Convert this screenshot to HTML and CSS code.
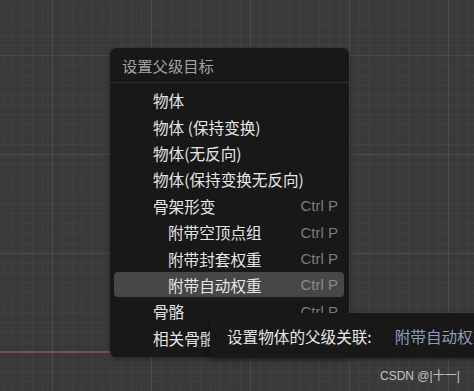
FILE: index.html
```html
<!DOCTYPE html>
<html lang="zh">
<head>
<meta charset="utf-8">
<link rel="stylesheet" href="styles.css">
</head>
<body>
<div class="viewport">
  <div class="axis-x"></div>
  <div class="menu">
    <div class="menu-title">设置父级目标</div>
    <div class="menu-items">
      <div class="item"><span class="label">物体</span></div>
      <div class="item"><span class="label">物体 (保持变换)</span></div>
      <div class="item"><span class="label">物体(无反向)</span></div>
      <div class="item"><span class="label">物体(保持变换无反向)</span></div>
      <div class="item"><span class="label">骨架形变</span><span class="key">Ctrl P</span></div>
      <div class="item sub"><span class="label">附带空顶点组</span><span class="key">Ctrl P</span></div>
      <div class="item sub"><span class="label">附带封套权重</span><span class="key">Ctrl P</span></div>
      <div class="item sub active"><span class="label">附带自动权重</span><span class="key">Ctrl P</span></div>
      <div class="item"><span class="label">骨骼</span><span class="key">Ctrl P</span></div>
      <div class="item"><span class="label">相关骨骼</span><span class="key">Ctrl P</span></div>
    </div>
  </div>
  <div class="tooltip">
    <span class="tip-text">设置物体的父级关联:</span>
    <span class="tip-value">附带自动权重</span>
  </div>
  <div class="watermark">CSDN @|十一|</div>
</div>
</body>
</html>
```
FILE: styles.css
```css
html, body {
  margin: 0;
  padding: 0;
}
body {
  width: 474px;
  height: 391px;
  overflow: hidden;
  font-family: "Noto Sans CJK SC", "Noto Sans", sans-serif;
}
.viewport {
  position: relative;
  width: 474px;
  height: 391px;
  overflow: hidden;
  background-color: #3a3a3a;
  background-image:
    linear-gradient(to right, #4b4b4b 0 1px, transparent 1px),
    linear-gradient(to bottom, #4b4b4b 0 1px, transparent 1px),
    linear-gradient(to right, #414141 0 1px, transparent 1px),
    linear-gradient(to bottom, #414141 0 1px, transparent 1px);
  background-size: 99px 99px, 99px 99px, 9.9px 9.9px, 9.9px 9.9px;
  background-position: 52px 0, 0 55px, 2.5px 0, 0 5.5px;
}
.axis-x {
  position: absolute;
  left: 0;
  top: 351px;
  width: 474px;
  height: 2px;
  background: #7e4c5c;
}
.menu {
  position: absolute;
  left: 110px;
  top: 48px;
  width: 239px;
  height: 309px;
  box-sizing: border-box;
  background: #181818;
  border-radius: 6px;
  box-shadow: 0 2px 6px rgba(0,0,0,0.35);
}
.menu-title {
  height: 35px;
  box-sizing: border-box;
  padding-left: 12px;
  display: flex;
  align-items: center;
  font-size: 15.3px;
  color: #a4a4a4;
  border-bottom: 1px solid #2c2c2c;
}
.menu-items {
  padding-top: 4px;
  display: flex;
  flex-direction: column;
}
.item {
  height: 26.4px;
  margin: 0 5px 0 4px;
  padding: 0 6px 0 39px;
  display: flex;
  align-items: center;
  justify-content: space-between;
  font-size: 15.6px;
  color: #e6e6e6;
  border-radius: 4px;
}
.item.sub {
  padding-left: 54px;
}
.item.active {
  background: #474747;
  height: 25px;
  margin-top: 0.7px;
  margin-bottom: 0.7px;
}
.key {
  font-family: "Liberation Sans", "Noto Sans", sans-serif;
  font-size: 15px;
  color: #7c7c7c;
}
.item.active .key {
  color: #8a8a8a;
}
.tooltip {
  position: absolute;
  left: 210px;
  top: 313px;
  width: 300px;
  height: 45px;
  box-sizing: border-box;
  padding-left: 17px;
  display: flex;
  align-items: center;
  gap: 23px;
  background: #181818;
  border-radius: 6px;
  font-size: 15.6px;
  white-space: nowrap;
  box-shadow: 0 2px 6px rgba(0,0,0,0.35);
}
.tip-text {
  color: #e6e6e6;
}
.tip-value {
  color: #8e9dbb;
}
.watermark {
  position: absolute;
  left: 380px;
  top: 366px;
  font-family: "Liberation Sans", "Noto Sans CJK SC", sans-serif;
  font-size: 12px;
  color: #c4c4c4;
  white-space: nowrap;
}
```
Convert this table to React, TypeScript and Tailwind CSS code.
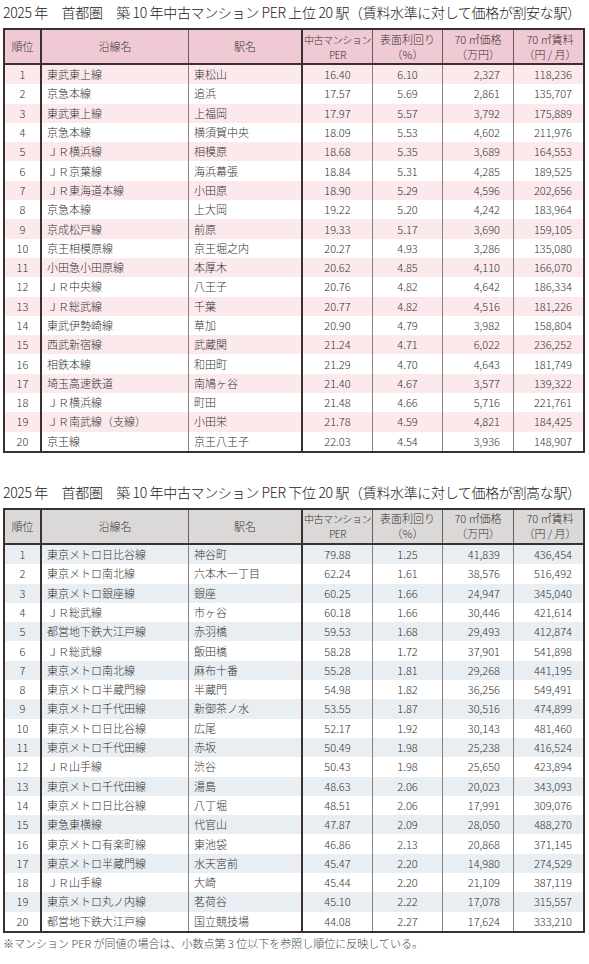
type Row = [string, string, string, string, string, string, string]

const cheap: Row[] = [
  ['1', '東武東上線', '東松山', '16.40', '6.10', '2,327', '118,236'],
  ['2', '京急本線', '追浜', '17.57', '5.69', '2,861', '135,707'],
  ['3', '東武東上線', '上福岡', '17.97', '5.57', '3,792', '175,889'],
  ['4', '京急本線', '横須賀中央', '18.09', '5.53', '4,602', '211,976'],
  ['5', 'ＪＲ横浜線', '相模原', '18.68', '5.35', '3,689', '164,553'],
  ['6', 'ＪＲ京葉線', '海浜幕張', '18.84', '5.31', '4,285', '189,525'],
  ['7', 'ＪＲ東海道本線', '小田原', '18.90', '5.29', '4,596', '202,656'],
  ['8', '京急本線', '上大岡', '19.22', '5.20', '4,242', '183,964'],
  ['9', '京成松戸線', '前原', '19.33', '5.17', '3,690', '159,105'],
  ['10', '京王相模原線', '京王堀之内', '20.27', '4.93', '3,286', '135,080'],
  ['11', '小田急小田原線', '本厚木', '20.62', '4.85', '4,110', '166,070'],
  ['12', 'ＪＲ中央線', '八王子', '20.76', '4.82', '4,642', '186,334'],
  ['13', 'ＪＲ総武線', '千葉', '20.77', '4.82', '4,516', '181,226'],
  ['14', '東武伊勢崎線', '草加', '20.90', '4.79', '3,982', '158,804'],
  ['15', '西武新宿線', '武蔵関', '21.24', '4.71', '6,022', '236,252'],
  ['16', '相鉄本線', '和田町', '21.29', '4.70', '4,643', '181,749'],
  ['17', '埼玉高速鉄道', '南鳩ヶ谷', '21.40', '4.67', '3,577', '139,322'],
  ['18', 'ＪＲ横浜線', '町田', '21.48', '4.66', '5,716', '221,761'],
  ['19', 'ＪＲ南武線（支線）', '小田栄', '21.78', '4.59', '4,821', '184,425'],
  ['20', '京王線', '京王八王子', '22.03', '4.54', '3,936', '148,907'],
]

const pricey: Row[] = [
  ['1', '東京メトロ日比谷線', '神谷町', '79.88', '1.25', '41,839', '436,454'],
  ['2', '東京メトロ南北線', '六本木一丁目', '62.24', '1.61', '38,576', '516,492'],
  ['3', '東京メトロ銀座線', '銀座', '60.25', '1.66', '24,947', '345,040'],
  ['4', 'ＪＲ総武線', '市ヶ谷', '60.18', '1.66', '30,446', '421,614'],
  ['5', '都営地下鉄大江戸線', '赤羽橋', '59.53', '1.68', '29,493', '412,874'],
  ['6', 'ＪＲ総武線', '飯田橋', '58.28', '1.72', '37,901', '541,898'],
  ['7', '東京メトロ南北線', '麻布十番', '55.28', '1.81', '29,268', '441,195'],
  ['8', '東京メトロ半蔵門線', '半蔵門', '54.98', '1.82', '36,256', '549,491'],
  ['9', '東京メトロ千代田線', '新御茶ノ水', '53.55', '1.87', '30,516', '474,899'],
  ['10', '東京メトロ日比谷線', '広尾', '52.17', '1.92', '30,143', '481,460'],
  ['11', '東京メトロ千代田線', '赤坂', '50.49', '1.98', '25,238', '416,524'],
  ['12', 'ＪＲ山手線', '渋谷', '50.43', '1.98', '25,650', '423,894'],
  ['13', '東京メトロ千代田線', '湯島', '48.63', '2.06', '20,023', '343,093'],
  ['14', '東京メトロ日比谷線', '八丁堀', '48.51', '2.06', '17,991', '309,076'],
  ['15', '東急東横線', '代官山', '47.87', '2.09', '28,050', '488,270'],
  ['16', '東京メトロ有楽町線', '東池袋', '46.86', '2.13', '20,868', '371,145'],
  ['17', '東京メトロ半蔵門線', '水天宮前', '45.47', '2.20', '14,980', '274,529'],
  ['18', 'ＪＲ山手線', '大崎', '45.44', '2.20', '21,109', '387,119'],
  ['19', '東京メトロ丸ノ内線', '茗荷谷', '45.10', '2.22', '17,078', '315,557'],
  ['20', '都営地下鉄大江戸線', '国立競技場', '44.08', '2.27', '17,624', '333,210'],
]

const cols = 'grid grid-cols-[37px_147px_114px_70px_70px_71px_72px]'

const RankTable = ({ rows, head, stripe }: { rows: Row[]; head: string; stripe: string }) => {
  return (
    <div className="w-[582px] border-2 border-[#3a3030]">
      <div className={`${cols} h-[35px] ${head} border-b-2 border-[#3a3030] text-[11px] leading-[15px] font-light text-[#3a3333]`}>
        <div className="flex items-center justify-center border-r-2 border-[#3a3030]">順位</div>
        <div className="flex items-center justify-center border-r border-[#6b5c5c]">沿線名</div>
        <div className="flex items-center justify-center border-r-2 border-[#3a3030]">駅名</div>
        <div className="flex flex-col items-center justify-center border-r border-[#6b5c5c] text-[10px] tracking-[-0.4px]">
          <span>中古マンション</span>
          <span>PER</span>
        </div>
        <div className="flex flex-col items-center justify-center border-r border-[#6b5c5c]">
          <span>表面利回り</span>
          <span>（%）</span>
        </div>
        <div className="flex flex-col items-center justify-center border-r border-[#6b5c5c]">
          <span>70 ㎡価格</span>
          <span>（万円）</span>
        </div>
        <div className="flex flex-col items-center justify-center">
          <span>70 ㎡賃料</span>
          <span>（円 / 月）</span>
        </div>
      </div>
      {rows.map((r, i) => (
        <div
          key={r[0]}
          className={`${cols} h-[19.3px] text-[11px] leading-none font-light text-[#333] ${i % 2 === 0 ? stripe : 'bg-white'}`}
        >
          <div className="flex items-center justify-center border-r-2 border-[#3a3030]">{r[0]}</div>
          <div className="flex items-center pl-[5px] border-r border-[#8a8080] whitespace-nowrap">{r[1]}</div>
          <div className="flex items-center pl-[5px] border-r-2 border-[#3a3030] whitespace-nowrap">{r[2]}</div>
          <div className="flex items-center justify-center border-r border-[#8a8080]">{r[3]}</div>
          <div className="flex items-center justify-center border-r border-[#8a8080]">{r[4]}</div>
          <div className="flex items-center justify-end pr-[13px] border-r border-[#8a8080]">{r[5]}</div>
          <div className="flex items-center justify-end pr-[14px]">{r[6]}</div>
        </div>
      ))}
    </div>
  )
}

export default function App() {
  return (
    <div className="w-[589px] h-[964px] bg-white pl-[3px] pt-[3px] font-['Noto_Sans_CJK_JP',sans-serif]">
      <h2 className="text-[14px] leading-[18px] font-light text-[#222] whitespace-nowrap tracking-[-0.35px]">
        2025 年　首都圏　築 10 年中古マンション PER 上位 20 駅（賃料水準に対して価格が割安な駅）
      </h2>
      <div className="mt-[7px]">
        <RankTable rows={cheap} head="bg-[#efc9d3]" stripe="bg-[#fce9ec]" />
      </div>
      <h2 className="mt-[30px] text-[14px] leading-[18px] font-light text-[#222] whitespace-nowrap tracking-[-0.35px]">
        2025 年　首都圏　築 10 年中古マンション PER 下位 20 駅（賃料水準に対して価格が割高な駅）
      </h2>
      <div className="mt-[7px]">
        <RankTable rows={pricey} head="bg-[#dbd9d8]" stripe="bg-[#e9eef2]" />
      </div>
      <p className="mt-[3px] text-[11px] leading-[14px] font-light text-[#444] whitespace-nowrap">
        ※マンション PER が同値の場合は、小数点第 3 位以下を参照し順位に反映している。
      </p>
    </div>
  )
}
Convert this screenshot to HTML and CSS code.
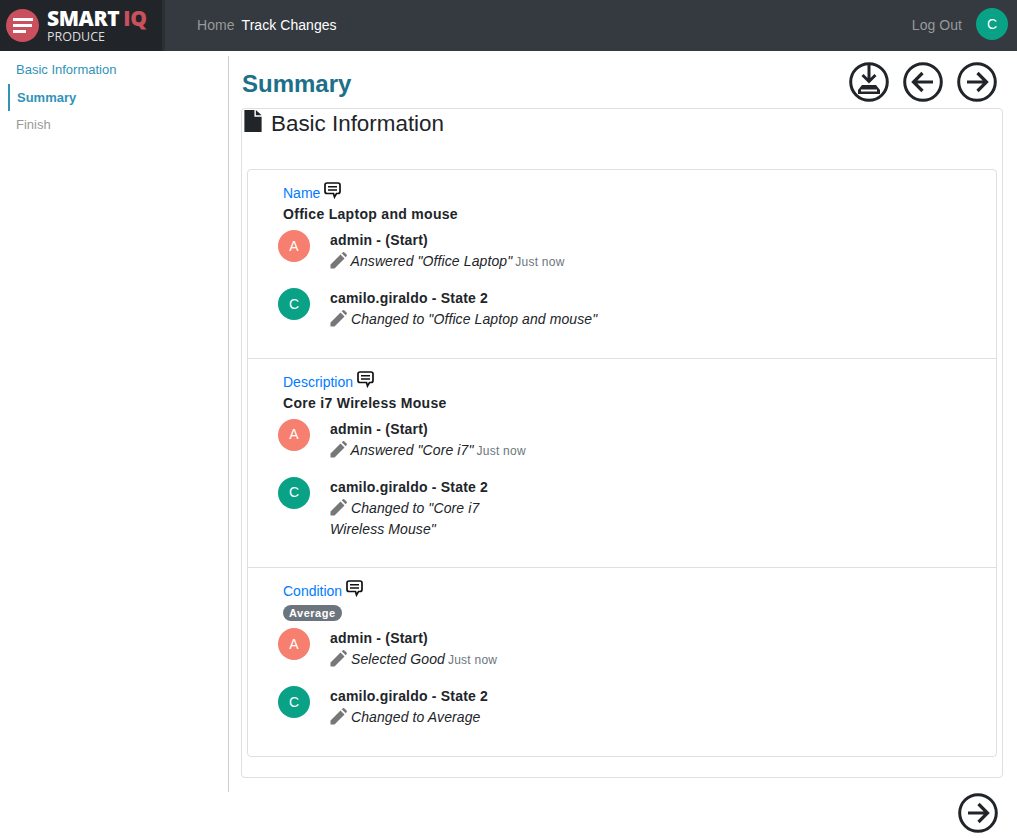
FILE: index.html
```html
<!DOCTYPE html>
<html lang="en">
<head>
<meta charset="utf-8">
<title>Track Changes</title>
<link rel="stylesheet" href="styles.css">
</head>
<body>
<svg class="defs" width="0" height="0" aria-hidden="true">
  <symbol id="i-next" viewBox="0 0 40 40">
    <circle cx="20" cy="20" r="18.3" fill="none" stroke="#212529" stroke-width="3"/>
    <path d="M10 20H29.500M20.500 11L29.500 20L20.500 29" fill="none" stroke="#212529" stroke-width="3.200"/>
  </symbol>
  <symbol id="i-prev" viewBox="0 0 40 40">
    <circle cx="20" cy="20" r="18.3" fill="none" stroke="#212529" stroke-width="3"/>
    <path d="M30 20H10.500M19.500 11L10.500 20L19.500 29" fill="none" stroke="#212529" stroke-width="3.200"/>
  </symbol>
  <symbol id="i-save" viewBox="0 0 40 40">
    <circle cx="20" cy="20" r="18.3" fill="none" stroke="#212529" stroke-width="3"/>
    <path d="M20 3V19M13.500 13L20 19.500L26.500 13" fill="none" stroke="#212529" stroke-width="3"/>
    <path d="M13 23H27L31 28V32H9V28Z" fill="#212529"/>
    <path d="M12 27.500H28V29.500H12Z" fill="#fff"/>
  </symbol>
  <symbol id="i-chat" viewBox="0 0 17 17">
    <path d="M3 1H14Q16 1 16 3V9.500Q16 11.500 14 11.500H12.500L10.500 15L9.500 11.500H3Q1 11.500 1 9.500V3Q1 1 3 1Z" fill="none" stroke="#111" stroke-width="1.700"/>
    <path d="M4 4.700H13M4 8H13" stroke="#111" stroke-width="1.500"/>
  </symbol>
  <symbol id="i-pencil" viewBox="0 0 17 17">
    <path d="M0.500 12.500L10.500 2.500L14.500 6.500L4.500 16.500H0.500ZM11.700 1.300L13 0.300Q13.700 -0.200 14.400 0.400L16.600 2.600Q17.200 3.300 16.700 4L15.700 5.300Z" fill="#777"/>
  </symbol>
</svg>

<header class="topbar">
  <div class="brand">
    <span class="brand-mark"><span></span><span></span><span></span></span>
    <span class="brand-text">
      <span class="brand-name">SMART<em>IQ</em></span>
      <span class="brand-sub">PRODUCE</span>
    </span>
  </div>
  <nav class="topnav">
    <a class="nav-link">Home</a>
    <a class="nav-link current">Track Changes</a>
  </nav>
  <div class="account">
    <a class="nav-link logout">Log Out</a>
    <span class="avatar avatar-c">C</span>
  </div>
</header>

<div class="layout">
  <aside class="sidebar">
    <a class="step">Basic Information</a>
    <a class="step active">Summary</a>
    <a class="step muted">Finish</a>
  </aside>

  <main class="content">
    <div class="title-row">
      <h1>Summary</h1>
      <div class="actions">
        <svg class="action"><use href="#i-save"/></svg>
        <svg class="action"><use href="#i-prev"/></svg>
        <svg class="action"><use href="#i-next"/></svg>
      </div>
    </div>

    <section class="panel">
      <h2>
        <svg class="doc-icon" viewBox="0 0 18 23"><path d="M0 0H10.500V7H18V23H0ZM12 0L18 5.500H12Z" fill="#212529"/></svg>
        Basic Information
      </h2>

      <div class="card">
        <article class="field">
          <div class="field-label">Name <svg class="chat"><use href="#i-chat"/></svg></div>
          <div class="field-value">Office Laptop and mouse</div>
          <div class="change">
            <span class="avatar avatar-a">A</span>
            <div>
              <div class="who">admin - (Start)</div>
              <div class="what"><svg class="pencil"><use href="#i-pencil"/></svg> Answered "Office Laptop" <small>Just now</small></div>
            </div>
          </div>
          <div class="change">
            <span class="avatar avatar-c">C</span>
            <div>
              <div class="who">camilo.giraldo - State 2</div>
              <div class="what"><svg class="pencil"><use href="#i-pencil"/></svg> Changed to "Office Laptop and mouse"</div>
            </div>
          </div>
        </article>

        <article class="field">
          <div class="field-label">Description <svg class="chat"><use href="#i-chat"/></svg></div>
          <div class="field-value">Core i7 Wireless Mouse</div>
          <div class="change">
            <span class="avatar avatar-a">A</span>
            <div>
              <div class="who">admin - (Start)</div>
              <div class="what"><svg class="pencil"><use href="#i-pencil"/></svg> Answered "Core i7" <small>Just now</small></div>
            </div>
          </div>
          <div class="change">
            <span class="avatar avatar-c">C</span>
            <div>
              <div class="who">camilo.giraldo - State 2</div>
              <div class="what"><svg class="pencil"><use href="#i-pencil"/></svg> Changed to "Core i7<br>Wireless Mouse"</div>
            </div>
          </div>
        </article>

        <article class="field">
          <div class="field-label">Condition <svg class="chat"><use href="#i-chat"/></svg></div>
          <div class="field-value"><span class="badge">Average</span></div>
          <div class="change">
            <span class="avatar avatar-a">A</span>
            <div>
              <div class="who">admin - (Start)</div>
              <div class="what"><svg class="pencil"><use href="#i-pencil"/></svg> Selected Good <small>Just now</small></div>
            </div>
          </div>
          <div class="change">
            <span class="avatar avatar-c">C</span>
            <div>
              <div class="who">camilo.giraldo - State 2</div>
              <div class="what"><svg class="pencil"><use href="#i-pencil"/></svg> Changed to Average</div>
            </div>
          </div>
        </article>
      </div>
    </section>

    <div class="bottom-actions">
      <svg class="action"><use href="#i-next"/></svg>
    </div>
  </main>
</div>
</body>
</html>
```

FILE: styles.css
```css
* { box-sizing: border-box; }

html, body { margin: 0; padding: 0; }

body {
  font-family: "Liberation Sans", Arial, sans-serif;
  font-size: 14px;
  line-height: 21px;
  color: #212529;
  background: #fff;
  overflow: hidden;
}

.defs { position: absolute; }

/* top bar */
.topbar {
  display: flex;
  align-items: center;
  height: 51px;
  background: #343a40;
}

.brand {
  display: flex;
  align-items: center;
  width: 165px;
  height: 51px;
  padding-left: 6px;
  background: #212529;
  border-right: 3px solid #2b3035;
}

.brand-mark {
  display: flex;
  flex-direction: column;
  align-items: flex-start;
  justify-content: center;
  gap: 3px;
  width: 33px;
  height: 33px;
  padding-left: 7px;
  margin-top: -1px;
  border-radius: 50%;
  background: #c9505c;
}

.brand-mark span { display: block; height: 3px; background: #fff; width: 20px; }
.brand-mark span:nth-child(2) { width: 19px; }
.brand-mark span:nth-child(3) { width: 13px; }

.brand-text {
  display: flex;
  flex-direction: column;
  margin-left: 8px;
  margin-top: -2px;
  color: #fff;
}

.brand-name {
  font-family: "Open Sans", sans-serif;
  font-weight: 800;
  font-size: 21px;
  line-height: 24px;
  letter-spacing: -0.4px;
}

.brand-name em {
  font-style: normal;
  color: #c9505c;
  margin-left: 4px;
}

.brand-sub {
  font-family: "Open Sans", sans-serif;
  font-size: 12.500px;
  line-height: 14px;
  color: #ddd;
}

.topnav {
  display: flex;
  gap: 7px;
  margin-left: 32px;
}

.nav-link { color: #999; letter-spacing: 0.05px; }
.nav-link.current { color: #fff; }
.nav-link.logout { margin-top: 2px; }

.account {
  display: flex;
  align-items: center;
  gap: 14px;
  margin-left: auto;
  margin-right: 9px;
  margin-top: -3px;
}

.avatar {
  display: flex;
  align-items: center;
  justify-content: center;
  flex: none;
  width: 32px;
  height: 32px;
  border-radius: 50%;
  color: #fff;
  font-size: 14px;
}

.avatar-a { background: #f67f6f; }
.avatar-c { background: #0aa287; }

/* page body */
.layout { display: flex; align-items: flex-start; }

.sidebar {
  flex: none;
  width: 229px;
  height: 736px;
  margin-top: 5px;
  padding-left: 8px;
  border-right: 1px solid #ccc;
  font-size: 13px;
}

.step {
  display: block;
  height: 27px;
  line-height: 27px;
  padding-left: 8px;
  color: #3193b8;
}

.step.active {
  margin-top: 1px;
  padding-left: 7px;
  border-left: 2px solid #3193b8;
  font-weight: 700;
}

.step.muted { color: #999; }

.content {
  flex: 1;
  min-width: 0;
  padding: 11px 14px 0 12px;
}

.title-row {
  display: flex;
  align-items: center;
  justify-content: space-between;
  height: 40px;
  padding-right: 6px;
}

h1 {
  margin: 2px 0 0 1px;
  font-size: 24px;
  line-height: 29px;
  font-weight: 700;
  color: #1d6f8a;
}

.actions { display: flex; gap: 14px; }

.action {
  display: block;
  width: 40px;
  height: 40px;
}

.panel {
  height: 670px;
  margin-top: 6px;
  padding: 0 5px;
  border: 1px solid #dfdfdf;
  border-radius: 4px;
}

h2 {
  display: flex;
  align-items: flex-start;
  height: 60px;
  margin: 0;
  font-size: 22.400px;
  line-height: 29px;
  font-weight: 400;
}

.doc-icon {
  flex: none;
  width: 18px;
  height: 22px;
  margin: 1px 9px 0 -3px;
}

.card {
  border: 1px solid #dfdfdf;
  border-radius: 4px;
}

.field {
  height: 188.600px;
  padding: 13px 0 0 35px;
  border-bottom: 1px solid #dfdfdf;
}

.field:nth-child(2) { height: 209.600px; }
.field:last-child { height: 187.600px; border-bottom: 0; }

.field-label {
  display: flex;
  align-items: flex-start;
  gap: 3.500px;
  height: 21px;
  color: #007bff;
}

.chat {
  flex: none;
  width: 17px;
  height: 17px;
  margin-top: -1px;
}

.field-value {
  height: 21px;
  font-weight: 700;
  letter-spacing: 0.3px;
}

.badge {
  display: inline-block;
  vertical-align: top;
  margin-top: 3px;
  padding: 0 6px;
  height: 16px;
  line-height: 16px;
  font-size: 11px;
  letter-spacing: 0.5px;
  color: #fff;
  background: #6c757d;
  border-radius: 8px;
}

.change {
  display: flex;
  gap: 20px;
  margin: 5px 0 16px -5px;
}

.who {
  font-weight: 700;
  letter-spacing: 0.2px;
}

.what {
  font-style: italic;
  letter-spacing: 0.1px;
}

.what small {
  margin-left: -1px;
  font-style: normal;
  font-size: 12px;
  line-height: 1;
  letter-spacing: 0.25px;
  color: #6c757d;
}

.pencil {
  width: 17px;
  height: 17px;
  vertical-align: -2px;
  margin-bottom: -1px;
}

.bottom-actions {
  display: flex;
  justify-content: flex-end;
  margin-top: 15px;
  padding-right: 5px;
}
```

=======

• Exercise objective
What lines above run from the one with "Convert this table" to the one with "string, string, string]"? Give them again exactly, ends included, and leave the pictures out.

• Correct answer
Convert this table to React, TypeScript and Tailwind CSS code.
type Row = [string, string, string, string, string, string, string]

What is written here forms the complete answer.